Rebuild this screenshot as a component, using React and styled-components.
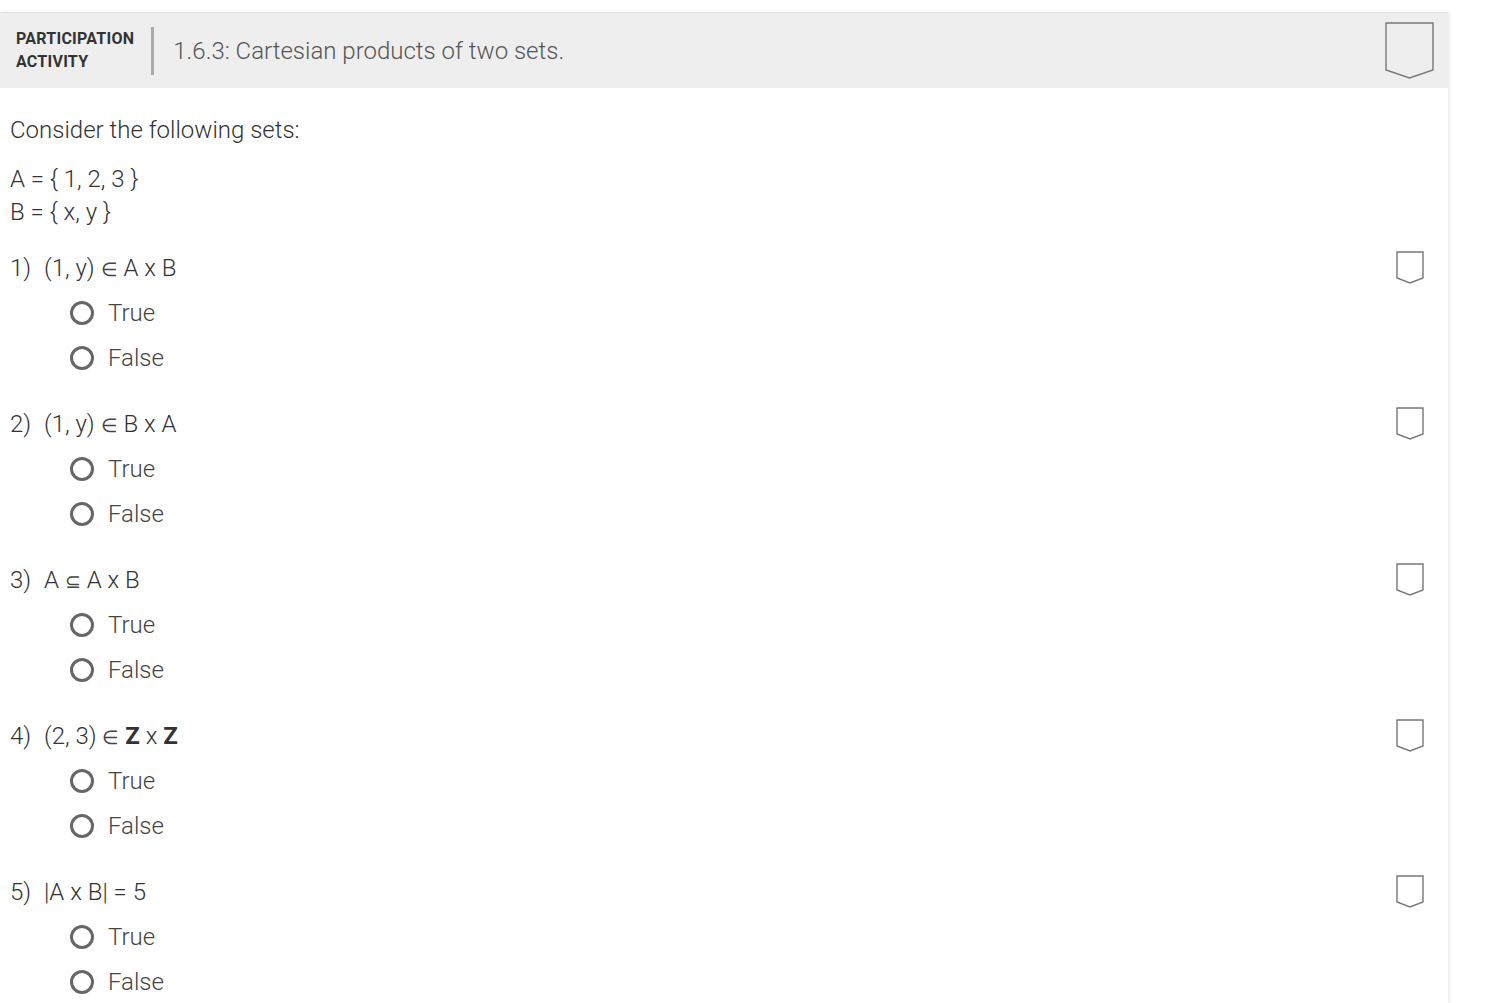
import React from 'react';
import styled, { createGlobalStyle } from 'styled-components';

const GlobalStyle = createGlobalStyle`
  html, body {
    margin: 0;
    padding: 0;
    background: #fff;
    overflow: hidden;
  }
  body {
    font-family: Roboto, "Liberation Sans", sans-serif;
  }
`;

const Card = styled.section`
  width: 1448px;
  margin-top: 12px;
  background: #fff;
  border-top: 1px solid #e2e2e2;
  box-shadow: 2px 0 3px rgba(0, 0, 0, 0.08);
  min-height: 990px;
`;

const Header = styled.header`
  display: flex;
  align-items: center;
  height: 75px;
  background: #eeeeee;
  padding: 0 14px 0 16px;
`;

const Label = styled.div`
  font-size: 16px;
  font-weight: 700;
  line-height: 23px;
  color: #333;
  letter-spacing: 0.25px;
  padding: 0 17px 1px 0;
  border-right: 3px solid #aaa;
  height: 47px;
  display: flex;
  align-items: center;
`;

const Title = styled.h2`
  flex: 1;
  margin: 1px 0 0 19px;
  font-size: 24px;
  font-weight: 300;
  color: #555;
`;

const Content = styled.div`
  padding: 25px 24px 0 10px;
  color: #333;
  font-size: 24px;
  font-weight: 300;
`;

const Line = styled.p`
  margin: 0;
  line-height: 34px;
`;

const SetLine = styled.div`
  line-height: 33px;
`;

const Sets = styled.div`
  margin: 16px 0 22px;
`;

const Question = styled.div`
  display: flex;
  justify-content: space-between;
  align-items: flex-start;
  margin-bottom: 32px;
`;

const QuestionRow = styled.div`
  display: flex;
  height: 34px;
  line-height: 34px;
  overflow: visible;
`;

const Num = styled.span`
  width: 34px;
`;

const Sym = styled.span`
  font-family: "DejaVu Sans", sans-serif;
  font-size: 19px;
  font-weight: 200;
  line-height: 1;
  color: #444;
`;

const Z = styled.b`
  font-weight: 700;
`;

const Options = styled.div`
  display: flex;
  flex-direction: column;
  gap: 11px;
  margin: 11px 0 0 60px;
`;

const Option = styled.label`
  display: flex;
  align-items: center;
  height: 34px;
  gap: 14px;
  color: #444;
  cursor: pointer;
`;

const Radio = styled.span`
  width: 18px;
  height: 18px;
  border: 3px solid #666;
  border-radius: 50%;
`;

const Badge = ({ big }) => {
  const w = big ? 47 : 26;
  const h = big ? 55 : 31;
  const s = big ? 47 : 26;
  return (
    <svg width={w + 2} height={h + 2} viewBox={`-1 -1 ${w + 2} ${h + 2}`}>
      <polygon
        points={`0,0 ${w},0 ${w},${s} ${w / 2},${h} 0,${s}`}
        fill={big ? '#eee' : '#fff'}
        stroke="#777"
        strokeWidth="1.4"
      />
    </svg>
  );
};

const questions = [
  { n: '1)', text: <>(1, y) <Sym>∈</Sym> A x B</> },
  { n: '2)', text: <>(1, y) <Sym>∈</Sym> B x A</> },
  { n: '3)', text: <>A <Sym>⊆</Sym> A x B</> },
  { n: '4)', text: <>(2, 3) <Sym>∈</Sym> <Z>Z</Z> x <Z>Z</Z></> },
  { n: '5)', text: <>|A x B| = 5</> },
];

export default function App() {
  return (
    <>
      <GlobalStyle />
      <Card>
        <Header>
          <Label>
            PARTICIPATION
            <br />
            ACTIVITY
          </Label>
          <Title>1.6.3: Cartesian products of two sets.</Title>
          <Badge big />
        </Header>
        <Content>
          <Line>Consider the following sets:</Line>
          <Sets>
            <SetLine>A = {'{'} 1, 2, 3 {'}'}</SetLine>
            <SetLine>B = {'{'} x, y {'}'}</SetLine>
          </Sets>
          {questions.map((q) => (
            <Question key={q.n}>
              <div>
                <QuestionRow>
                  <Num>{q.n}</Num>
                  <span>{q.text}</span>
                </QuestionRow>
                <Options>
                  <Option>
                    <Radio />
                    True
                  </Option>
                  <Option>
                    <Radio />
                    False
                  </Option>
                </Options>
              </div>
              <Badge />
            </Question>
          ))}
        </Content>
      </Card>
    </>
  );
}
::::::::
_TASK STATEMENT_. Every line is to be duplicated exactly, though pictures stay out.

_RESPONSE TO THE TASK_.
Rebuild this screenshot as a component, using React and styled-components.
import React from 'react';
import styled, { createGlobalStyle } from 'styled-components';

const GlobalStyle = createGlobalStyle`
  html, body {
    margin: 0;
    padding: 0;
    background: #fff;
    overflow: hidden;
  }
  body {
    font-family: Roboto, "Liberation Sans", sans-serif;
  }
`;

const Card = styled.section`
  width: 1448px;
  margin-top: 12px;
  background: #fff;
  border-top: 1px solid #e2e2e2;
  box-shadow: 2px 0 3px rgba(0, 0, 0, 0.08);
  min-height: 990px;
`;

const Header = styled.header`
  display: flex;
  align-items: center;
  height: 75px;
  background: #eeeeee;
  padding: 0 14px 0 16px;
`;

const Label = styled.div`
  font-size: 16px;
  font-weight: 700;
  line-height: 23px;
  color: #333;
  letter-spacing: 0.25px;
  padding: 0 17px 1px 0;
  border-right: 3px solid #aaa;
  height: 47px;
  display: flex;
  align-items: center;
`;

const Title = styled.h2`
  flex: 1;
  margin: 1px 0 0 19px;
  font-size: 24px;
  font-weight: 300;
  color: #555;
`;

const Content = styled.div`
  padding: 25px 24px 0 10px;
  color: #333;
  font-size: 24px;
  font-weight: 300;
`;

const Line = styled.p`
  margin: 0;
  line-height: 34px;
`;

const SetLine = styled.div`
  line-height: 33px;
`;

const Sets = styled.div`
  margin: 16px 0 22px;
`;

const Question = styled.div`
  display: flex;
  justify-content: space-between;
  align-items: flex-start;
  margin-bottom: 32px;
`;

const QuestionRow = styled.div`
  display: flex;
  height: 34px;
  line-height: 34px;
  overflow: visible;
`;

const Num = styled.span`
  width: 34px;
`;

const Sym = styled.span`
  font-family: "DejaVu Sans", sans-serif;
  font-size: 19px;
  font-weight: 200;
  line-height: 1;
  color: #444;
`;

const Z = styled.b`
  font-weight: 700;
`;

const Options = styled.div`
  display: flex;
  flex-direction: column;
  gap: 11px;
  margin: 11px 0 0 60px;
`;

const Option = styled.label`
  display: flex;
  align-items: center;
  height: 34px;
  gap: 14px;
  color: #444;
  cursor: pointer;
`;

const Radio = styled.span`
  width: 18px;
  height: 18px;
  border: 3px solid #666;
  border-radius: 50%;
`;

const Badge = ({ big }) => {
  const w = big ? 47 : 26;
  const h = big ? 55 : 31;
  const s = big ? 47 : 26;
  return (
    <svg width={w + 2} height={h + 2} viewBox={`-1 -1 ${w + 2} ${h + 2}`}>
      <polygon
        points={`0,0 ${w},0 ${w},${s} ${w / 2},${h} 0,${s}`}
        fill={big ? '#eee' : '#fff'}
        stroke="#777"
        strokeWidth="1.4"
      />
    </svg>
  );
};

const questions = [
  { n: '1)', text: <>(1, y) <Sym>∈</Sym> A x B</> },
  { n: '2)', text: <>(1, y) <Sym>∈</Sym> B x A</> },
  { n: '3)', text: <>A <Sym>⊆</Sym> A x B</> },
  { n: '4)', text: <>(2, 3) <Sym>∈</Sym> <Z>Z</Z> x <Z>Z</Z></> },
  { n: '5)', text: <>|A x B| = 5</> },
];

export default function App() {
  return (
    <>
      <GlobalStyle />
      <Card>
        <Header>
          <Label>
            PARTICIPATION
            <br />
            ACTIVITY
          </Label>
          <Title>1.6.3: Cartesian products of two sets.</Title>
          <Badge big />
        </Header>
        <Content>
          <Line>Consider the following sets:</Line>
          <Sets>
            <SetLine>A = {'{'} 1, 2, 3 {'}'}</SetLine>
            <SetLine>B = {'{'} x, y {'}'}</SetLine>
          </Sets>
          {questions.map((q) => (
            <Question key={q.n}>
              <div>
                <QuestionRow>
                  <Num>{q.n}</Num>
                  <span>{q.text}</span>
                </QuestionRow>
                <Options>
                  <Option>
                    <Radio />
                    True
                  </Option>
                  <Option>
                    <Radio />
                    False
                  </Option>
                </Options>
              </div>
              <Badge />
            </Question>
          ))}
        </Content>
      </Card>
    </>
  );
}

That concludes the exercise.